▶ Stated task:
Below are records; count the lines in them that hold "page" and give only the count.

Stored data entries

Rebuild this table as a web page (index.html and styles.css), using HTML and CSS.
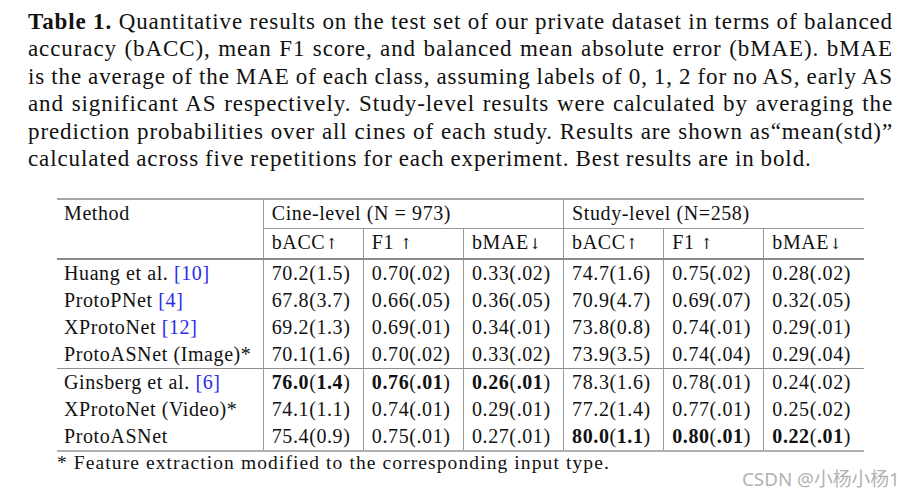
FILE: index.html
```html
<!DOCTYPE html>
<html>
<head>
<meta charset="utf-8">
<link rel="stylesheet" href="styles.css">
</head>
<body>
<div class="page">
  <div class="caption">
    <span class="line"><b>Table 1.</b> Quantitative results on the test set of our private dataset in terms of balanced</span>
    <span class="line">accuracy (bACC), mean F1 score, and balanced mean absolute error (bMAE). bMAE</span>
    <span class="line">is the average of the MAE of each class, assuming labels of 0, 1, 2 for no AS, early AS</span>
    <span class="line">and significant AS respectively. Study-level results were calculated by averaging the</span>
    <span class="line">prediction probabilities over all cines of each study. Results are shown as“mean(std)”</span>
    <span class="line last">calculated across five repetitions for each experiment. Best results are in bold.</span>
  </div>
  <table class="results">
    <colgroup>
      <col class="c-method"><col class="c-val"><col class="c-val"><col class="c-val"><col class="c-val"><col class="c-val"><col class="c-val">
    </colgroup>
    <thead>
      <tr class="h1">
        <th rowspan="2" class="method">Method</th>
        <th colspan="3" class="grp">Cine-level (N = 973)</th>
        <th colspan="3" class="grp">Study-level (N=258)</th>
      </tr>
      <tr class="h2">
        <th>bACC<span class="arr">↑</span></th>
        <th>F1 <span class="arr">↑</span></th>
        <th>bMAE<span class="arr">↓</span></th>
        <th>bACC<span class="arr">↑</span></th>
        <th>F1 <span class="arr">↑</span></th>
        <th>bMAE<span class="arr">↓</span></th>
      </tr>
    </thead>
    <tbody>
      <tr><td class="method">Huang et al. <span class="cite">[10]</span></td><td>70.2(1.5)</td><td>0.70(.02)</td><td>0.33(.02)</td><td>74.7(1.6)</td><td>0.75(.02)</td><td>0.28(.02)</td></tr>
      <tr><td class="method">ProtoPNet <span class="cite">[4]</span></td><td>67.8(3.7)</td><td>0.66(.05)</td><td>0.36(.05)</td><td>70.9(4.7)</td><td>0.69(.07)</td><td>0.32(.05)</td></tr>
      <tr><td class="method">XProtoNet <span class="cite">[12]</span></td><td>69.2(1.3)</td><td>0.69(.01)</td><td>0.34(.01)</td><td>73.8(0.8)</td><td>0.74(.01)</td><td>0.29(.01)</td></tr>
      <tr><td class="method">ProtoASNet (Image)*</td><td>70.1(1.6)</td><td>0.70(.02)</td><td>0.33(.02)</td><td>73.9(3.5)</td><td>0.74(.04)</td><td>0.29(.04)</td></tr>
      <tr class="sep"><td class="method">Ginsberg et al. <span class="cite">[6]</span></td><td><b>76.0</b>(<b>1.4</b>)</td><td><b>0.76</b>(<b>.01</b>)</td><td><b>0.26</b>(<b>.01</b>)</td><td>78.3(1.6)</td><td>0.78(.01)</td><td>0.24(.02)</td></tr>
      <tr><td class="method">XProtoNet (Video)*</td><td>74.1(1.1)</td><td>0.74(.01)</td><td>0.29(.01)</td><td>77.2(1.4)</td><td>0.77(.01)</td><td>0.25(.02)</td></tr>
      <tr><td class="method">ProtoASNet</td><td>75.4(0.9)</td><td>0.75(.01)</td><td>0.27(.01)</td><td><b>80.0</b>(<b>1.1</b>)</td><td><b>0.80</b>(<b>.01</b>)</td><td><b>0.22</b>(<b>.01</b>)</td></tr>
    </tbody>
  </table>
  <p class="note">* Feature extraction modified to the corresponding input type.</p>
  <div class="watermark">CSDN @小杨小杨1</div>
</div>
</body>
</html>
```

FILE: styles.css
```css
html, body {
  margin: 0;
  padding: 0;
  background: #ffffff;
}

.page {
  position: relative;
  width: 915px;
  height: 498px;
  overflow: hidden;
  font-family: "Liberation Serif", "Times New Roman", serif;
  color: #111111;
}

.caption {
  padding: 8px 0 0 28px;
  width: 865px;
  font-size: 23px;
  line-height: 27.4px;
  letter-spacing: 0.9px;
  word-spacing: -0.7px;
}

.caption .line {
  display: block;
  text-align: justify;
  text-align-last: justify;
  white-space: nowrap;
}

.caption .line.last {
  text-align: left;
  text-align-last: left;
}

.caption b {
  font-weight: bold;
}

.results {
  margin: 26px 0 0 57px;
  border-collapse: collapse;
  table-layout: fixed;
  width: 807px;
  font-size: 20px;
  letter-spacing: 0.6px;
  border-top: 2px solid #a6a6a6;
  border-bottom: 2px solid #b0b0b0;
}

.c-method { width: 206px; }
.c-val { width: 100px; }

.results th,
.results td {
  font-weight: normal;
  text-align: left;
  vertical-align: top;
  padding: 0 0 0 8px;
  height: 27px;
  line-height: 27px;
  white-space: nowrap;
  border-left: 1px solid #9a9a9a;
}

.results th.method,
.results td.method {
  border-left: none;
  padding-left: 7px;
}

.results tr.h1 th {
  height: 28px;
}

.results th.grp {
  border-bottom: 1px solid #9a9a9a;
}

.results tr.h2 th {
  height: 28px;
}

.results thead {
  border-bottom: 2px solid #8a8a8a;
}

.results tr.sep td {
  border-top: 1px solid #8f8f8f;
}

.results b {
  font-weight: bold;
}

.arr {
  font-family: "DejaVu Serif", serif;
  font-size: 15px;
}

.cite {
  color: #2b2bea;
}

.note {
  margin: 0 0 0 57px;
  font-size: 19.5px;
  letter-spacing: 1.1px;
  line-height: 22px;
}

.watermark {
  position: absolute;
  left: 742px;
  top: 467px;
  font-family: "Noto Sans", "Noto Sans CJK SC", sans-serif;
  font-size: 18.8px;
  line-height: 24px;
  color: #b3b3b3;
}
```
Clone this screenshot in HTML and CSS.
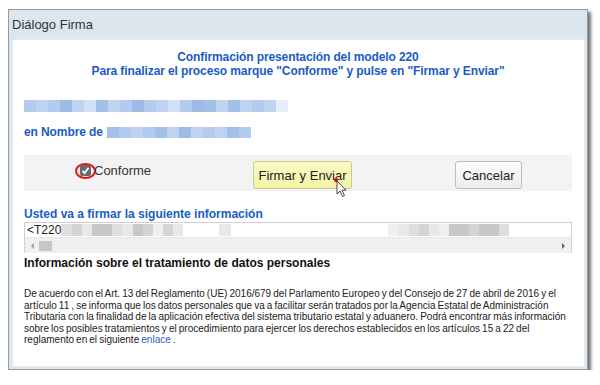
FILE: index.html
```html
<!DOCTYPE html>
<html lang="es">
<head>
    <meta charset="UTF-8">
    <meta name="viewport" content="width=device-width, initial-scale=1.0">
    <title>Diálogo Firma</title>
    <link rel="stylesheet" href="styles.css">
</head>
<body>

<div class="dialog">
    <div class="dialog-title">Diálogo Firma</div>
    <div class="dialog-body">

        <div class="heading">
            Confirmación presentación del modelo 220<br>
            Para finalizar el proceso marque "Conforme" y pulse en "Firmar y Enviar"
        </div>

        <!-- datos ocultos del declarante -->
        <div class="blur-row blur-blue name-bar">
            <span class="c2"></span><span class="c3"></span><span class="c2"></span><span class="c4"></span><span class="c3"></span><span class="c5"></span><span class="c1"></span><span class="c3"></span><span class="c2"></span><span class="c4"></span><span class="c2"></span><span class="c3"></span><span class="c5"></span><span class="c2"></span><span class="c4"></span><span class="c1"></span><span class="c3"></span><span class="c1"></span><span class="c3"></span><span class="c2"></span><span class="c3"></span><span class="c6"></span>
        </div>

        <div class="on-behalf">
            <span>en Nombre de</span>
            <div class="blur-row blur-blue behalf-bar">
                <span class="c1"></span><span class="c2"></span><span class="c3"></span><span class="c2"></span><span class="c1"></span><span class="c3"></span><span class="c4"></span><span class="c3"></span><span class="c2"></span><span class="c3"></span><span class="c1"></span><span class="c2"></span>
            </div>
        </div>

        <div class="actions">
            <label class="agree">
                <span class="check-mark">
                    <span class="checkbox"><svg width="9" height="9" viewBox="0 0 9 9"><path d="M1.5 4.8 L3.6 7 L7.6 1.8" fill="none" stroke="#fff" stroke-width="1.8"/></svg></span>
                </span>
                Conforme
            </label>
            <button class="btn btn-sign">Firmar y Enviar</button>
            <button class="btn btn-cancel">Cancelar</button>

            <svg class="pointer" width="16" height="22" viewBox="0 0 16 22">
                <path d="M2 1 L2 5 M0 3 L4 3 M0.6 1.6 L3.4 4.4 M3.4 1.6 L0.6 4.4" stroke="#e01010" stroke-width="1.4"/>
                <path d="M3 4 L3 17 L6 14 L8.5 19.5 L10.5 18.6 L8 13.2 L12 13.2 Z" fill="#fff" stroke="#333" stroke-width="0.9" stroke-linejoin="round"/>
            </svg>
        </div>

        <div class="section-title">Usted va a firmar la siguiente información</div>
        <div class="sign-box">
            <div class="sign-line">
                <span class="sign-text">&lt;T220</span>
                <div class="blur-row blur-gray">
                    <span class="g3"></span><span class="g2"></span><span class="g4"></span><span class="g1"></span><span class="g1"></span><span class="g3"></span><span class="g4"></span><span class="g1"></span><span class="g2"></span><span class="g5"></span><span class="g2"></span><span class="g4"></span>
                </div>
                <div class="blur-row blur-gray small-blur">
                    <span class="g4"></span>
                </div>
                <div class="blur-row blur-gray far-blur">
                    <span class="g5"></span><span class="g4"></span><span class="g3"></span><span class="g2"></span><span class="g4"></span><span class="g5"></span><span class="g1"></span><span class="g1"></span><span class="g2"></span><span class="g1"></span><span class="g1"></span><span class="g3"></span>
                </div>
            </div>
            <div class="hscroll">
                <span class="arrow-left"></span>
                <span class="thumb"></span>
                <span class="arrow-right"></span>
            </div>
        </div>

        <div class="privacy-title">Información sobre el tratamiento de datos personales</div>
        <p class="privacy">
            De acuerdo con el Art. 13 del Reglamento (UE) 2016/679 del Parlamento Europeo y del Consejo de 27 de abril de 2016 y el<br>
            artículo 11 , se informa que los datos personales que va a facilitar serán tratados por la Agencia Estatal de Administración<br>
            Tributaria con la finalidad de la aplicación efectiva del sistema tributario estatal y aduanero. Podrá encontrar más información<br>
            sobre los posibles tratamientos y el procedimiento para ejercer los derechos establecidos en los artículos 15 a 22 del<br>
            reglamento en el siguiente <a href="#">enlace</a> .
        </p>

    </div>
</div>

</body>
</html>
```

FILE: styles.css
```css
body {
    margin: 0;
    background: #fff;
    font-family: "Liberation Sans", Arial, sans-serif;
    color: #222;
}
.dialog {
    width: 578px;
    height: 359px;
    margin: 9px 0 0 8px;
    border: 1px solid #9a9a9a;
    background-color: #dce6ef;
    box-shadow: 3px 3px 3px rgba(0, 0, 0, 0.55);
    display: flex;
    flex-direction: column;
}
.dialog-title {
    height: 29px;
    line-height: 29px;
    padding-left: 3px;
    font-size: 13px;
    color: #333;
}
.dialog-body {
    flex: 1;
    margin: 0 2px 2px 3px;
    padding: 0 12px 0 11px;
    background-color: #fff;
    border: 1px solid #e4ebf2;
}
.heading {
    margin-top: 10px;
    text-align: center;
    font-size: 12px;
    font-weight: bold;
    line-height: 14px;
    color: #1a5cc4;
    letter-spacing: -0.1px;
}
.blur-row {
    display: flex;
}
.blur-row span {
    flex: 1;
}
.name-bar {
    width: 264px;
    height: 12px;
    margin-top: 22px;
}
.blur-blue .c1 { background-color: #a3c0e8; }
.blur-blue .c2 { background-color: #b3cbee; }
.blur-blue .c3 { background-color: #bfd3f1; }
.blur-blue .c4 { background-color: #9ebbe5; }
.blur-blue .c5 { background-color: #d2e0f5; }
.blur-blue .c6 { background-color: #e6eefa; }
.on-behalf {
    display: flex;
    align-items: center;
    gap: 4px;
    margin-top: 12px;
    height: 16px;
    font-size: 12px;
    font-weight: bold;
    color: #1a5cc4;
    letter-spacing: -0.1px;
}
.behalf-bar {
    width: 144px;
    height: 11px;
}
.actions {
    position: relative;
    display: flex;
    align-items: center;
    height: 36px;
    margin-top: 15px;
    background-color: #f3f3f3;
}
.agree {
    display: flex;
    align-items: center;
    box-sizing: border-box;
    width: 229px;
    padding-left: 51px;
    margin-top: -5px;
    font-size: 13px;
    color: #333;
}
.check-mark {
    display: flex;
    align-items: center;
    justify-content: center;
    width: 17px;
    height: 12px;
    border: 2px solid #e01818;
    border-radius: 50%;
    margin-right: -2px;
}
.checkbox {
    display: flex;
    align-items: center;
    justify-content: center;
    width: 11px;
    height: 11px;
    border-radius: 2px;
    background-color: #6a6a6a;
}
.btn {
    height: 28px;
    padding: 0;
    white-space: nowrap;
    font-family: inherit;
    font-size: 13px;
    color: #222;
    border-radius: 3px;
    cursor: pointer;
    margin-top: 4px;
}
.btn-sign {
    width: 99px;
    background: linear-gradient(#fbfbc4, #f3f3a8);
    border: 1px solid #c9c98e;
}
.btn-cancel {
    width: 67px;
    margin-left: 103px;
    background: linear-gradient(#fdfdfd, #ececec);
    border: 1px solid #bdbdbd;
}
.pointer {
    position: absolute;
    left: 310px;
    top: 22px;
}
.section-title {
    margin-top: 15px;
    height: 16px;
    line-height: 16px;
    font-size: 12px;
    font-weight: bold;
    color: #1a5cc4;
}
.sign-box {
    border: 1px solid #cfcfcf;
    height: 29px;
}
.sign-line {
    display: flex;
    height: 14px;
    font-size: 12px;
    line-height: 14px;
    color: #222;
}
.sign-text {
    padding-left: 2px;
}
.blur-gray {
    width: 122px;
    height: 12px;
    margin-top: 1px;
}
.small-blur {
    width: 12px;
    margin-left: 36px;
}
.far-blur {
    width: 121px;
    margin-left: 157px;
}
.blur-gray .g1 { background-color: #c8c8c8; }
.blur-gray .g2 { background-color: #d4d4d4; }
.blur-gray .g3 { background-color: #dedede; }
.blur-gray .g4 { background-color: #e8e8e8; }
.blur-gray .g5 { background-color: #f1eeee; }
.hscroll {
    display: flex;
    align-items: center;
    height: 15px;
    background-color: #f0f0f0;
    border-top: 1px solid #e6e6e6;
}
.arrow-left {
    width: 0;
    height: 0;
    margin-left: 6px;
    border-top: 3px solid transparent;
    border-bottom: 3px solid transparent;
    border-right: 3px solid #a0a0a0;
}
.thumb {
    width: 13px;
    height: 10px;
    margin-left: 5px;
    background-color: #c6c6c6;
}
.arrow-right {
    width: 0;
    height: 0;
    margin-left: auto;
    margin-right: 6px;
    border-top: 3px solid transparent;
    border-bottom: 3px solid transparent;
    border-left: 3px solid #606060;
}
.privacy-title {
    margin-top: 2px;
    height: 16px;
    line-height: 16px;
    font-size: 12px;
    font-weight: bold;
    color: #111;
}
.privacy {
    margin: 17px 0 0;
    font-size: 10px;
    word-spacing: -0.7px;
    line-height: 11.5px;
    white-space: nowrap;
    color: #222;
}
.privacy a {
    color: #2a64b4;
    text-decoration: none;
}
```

▶ Correct result:
3